_THE REQUEST_.
Give the count of lines that include the string "this". Add nothing to it.

_SOURCE RECORDS_.
◆ ◆ ◆ ◆

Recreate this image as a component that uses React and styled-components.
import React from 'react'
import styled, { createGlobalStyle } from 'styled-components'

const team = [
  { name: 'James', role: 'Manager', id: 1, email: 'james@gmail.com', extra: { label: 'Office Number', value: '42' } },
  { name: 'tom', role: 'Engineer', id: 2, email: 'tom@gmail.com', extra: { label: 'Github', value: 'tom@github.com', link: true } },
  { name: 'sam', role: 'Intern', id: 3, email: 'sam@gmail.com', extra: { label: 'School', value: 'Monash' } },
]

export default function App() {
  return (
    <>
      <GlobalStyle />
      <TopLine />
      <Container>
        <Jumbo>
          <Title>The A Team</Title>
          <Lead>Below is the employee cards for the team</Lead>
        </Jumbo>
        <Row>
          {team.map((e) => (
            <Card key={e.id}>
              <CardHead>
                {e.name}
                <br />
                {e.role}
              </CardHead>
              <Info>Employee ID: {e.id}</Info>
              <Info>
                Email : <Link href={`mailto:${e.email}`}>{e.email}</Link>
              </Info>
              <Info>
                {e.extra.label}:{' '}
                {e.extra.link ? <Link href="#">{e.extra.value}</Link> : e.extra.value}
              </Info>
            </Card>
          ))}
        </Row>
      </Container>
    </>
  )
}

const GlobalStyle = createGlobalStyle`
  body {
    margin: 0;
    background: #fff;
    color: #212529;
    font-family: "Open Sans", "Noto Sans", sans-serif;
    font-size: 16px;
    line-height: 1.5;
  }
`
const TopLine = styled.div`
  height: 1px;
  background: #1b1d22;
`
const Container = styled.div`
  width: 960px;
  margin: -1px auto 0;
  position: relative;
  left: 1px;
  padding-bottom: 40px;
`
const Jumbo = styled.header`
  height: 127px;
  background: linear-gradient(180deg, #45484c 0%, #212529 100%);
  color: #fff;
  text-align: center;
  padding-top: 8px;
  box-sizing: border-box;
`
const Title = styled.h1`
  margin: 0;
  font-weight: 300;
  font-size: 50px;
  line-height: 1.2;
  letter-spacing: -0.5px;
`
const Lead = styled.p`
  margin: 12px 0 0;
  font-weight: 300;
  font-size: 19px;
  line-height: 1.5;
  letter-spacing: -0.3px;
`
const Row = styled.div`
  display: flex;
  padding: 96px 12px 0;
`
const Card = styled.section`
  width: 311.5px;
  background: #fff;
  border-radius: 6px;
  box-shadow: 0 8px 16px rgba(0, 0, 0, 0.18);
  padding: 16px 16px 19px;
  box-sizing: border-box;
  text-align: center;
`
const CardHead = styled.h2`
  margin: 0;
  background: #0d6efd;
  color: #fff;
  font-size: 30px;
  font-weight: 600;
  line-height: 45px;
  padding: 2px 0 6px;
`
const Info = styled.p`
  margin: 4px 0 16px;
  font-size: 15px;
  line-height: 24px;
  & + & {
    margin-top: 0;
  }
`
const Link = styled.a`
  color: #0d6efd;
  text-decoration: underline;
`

◆ ◆ ◆ ◆

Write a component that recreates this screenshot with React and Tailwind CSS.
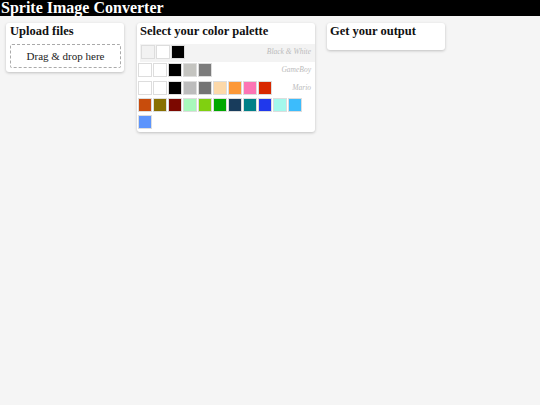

◆ ◆ ◆ ◆

_FINAL ANSWER_.
2